The first time I saw it I didn’t realize that it was the novella I read as a youth because I only remembered the Rita Hayworth part of the title. As I watched ( and liked) the movie I kept thinking “Man, I’ve seen this before. I swear I have…” and then when he gets the Rita Hayworth poster it all came tumbling back.

Great movie. I always wondered if they intentionally kept SK name out of all of the press/ads etc… for that movie so people wouldn’t go in with preconcieved ideas of what it was about. It’s got to be his most successful book to movie adaptation.

There’s a scene from the book that I wish they’d kept in the movie, but I believe they cut it for time.

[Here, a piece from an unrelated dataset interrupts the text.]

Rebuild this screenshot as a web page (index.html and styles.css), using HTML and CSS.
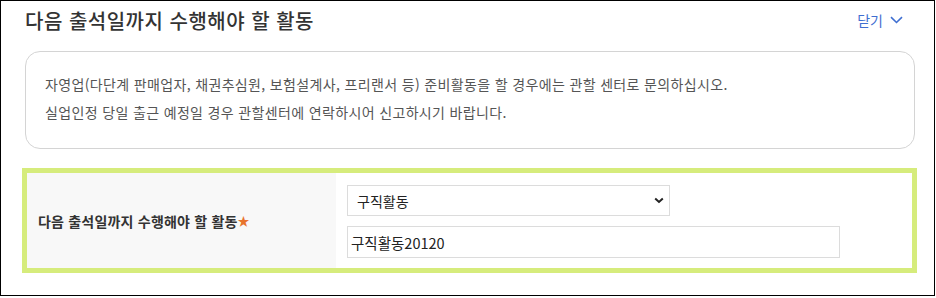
FILE: index.html
```html
<!DOCTYPE html>
<html lang="ko">
<head>
<meta charset="utf-8">
<link rel="stylesheet" href="styles.css">
</head>
<body>
<div class="frame">
  <div class="header">
    <h2 class="title">다음 출석일까지 수행해야 할 활동</h2>
    <a class="close">닫기
      <svg class="chev" width="13" height="8" viewBox="0 0 13 8"><path d="M1 1.2 L6.5 6.5 L12 1.2" fill="none" stroke="#3f6fd1" stroke-width="1.6"/></svg>
    </a>
  </div>
  <div class="notice">
    <p>자영업(다단계 판매업자, 채권추심원, 보험설계사, 프리랜서 등) 준비활동을 할 경우에는 관할 센터로 문의하십시오.</p>
    <p>실업인정 당일 출근 예정일 경우 관할센터에 연락하시어 신고하시기 바랍니다.</p>
  </div>
  <div class="formbox">
    <div class="label">다음 출석일까지 수행해야 할 활동<span class="star">★</span></div>
    <div class="field">
      <div class="select">
        <span>구직활동</span>
        <svg width="10" height="7" viewBox="0 0 10 7"><path d="M1.2 1.5 L5 5 L8.8 1.5" fill="none" stroke="#222" stroke-width="2"/></svg>
      </div>
      <div class="input">구직활동20120</div>
    </div>
  </div>
</div>
</body>
</html>
```

FILE: styles.css
```css
html, body {
  margin: 0;
  padding: 0;
  background: #fff;
}
body {
  font-family: "Noto Sans CJK KR", "Noto Sans", sans-serif;
  color: #333;
}
.frame {
  box-sizing: border-box;
  width: 935px;
  height: 296px;
  border: 1px solid #000;
  padding: 0 17px 0 21px;
}
.header {
  display: flex;
  align-items: center;
  justify-content: space-between;
  height: 38px;
  padding: 0 14px 0 3px;
}
.title {
  margin: 0;
  font-size: 20px;
  font-weight: 500;
  color: #333;
  letter-spacing: 0.5px;
}
.close {
  display: flex;
  align-items: center;
  gap: 7px;
  font-size: 14px;
  color: #3f6fd1;
}
.notice {
  box-sizing: border-box;
  margin: 12px 2px 0 3px;
  height: 98px;
  border: 1px solid #d4d4d4;
  border-radius: 15px;
  padding: 18px 0 0 19px;
}
.notice p {
  margin: 0;
  font-size: 14px;
  line-height: 28px;
  letter-spacing: 0.35px;
  color: #555;
}
.formbox {
  box-sizing: border-box;
  margin-top: 19px;
  height: 105px;
  border: 5px solid #d6ec7c;
  display: flex;
}
.label {
  width: 309px;
  background: #f8f8f8;
  display: flex;
  align-items: center;
  padding-left: 11px;
  box-sizing: border-box;
  font-size: 14px;
  font-weight: 700;
  letter-spacing: 0.2px;
  color: #333;
}
.star {
  color: #e8742c;
  font-size: 12px;
}
.field {
  flex: 1;
  padding: 12px 0 0 11px;
  display: flex;
  flex-direction: column;
  gap: 10px;
}
.select {
  box-sizing: border-box;
  width: 323px;
  height: 31px;
  border: 1px solid #dcdcdc;
  display: flex;
  align-items: center;
  justify-content: space-between;
  padding: 0 5px 0 9px;
  font-size: 14px;
  color: #222;
}
.input {
  box-sizing: border-box;
  width: 493px;
  height: 32px;
  border: 1px solid #dcdcdc;
  display: flex;
  align-items: center;
  padding-left: 3px;
  font-size: 14.5px;
  color: #222;
}
```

It’s when the guard is crawling through the hole to try to see where Andy ended up. As you know, he crawls through the sewer pipe, and the guard’s reaction to the smell sets Red off, until he starts laughing hysterically, realizing his friend escaped. He can’t stop laughing, and says he did the two weeks in solitary (that he got as punishment) standing on his head.

I bet Morgan Freeman could have pulled that scene off with no problem.

I read the book and knew exactly what was going to happen.

Just wanted to point out that two guys in New Jersey escaped using the same method not that long ago. A few differences, it took them a couple of weeks not 20 years, they were both locked up again and neither of them are innocent.

He had no family, and his wife was dead. He anticipated that he would be sent to prison.

He established a fictitious person to protect his assets while in prison.

Aside: It’s not a bad idea, actually. I’ve heard that people sent to prison, if they have significant assets, can actually be billed for the cost of their incarceration. Someone sent away for 20+ years could find that all of their assets have been seized by the state, if they were still in their name. I’m not sure how common this is, or if it was ever done in Maine at the time of the story.

How was he whiney, or a bastard? He seemed to accept the injustice that was dealt out to him with extraordinary equanimity. He never reported his rape or anything else illegal that happened to him. He dealt out revenge to those who deserved it and no others. Not seeing what you’re seeing at all.

My impression was that Andy was pretty much declared innocent of the murder by the press, what with all the incriminating info that must have been in the packet he turned in…but he was still guilty of breaking out of prison, and/or didn’t feel like rejoining the public world. Maybe the general consensus is different, I don’t know.

To answer the OP: Didn’t know anything about it (watched like 5-1 years after the fact), was surprised and pleased as well. :slight_smile: I think it’s a great movie. It would have spoiled it somewhat for me to know he was escaping, so I’m sorry that happened with you.

It’s always seemed to me that the point of the title was that it was Red that was redeemed, not Andy. Andy just escaped. Red got his soul back.

That and Green Mile.

I to have told people that it was a SK story and they outright call me a liar.